** BEGIN RECORDED INFORMATION **
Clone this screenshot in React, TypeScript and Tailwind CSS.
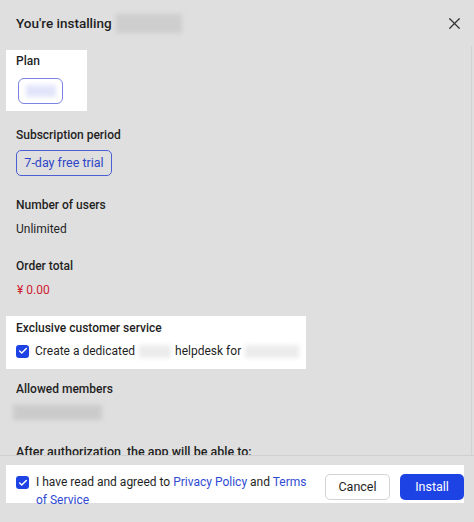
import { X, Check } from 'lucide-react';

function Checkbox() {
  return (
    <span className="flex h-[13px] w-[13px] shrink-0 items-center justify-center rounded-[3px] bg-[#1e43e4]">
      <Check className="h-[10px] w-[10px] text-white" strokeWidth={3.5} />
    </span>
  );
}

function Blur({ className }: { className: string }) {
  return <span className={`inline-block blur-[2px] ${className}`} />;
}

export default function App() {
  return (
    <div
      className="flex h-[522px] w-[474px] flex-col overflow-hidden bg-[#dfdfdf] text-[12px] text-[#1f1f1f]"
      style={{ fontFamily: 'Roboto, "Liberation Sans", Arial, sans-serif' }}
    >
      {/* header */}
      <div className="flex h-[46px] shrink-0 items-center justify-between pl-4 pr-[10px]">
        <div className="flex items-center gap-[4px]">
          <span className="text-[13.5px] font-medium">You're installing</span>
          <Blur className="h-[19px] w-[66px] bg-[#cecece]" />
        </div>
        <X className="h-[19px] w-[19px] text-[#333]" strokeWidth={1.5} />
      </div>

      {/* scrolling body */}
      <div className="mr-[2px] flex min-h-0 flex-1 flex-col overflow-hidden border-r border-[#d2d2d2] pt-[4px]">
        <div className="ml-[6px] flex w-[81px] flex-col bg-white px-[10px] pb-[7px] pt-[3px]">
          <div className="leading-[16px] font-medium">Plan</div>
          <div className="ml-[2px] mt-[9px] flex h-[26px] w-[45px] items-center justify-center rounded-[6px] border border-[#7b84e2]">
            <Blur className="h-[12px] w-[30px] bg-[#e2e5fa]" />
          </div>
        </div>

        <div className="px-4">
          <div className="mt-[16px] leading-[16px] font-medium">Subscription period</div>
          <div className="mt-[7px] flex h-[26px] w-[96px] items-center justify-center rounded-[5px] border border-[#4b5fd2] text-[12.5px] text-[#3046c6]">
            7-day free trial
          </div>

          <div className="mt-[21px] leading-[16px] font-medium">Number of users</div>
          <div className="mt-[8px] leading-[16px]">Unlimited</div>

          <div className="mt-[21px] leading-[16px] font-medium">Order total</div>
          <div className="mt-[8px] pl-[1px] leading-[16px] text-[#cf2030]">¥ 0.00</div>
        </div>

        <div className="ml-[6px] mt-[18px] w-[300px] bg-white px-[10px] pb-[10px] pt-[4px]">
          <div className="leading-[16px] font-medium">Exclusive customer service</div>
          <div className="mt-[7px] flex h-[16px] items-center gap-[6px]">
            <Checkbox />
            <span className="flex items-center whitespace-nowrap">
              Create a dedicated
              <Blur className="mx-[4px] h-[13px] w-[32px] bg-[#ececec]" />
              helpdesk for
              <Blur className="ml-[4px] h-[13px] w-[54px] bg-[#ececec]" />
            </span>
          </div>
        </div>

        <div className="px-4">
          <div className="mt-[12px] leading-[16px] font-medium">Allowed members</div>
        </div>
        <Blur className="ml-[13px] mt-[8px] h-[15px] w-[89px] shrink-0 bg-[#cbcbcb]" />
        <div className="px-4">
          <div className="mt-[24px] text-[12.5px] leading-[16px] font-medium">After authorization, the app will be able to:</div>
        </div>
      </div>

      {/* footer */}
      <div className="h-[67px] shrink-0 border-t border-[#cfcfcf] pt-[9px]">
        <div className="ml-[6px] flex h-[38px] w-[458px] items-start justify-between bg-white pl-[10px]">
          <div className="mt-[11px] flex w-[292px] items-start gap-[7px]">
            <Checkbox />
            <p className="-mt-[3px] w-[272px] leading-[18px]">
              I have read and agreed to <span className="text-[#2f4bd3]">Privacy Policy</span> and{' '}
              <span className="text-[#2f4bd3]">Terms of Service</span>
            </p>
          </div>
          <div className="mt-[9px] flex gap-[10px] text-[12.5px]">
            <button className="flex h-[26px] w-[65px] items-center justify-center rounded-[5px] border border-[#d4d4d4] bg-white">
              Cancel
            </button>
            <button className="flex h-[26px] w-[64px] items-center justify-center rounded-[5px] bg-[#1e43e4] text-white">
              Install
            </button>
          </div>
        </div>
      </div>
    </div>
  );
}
** END RECORDED INFORMATION **
**REQUIREMENTS:** Output a faithful copy of the data, with each picture left out.

**OUTPUT OF THE TASK:**
Clone this screenshot in React, TypeScript and Tailwind CSS.
import { X, Check } from 'lucide-react';

function Checkbox() {
  return (
    <span className="flex h-[13px] w-[13px] shrink-0 items-center justify-center rounded-[3px] bg-[#1e43e4]">
      <Check className="h-[10px] w-[10px] text-white" strokeWidth={3.5} />
    </span>
  );
}

function Blur({ className }: { className: string }) {
  return <span className={`inline-block blur-[2px] ${className}`} />;
}

export default function App() {
  return (
    <div
      className="flex h-[522px] w-[474px] flex-col overflow-hidden bg-[#dfdfdf] text-[12px] text-[#1f1f1f]"
      style={{ fontFamily: 'Roboto, "Liberation Sans", Arial, sans-serif' }}
    >
      {/* header */}
      <div className="flex h-[46px] shrink-0 items-center justify-between pl-4 pr-[10px]">
        <div className="flex items-center gap-[4px]">
          <span className="text-[13.5px] font-medium">You're installing</span>
          <Blur className="h-[19px] w-[66px] bg-[#cecece]" />
        </div>
        <X className="h-[19px] w-[19px] text-[#333]" strokeWidth={1.5} />
      </div>

      {/* scrolling body */}
      <div className="mr-[2px] flex min-h-0 flex-1 flex-col overflow-hidden border-r border-[#d2d2d2] pt-[4px]">
        <div className="ml-[6px] flex w-[81px] flex-col bg-white px-[10px] pb-[7px] pt-[3px]">
          <div className="leading-[16px] font-medium">Plan</div>
          <div className="ml-[2px] mt-[9px] flex h-[26px] w-[45px] items-center justify-center rounded-[6px] border border-[#7b84e2]">
            <Blur className="h-[12px] w-[30px] bg-[#e2e5fa]" />
          </div>
        </div>

        <div className="px-4">
          <div className="mt-[16px] leading-[16px] font-medium">Subscription period</div>
          <div className="mt-[7px] flex h-[26px] w-[96px] items-center justify-center rounded-[5px] border border-[#4b5fd2] text-[12.5px] text-[#3046c6]">
            7-day free trial
          </div>

          <div className="mt-[21px] leading-[16px] font-medium">Number of users</div>
          <div className="mt-[8px] leading-[16px]">Unlimited</div>

          <div className="mt-[21px] leading-[16px] font-medium">Order total</div>
          <div className="mt-[8px] pl-[1px] leading-[16px] text-[#cf2030]">¥ 0.00</div>
        </div>

        <div className="ml-[6px] mt-[18px] w-[300px] bg-white px-[10px] pb-[10px] pt-[4px]">
          <div className="leading-[16px] font-medium">Exclusive customer service</div>
          <div className="mt-[7px] flex h-[16px] items-center gap-[6px]">
            <Checkbox />
            <span className="flex items-center whitespace-nowrap">
              Create a dedicated
              <Blur className="mx-[4px] h-[13px] w-[32px] bg-[#ececec]" />
              helpdesk for
              <Blur className="ml-[4px] h-[13px] w-[54px] bg-[#ececec]" />
            </span>
          </div>
        </div>

        <div className="px-4">
          <div className="mt-[12px] leading-[16px] font-medium">Allowed members</div>
        </div>
        <Blur className="ml-[13px] mt-[8px] h-[15px] w-[89px] shrink-0 bg-[#cbcbcb]" />
        <div className="px-4">
          <div className="mt-[24px] text-[12.5px] leading-[16px] font-medium">After authorization, the app will be able to:</div>
        </div>
      </div>

      {/* footer */}
      <div className="h-[67px] shrink-0 border-t border-[#cfcfcf] pt-[9px]">
        <div className="ml-[6px] flex h-[38px] w-[458px] items-start justify-between bg-white pl-[10px]">
          <div className="mt-[11px] flex w-[292px] items-start gap-[7px]">
            <Checkbox />
            <p className="-mt-[3px] w-[272px] leading-[18px]">
              I have read and agreed to <span className="text-[#2f4bd3]">Privacy Policy</span> and{' '}
              <span className="text-[#2f4bd3]">Terms of Service</span>
            </p>
          </div>
          <div className="mt-[9px] flex gap-[10px] text-[12.5px]">
            <button className="flex h-[26px] w-[65px] items-center justify-center rounded-[5px] border border-[#d4d4d4] bg-white">
              Cancel
            </button>
            <button className="flex h-[26px] w-[64px] items-center justify-center rounded-[5px] bg-[#1e43e4] text-white">
              Install
            </button>
          </div>
        </div>
      </div>
    </div>
  );
}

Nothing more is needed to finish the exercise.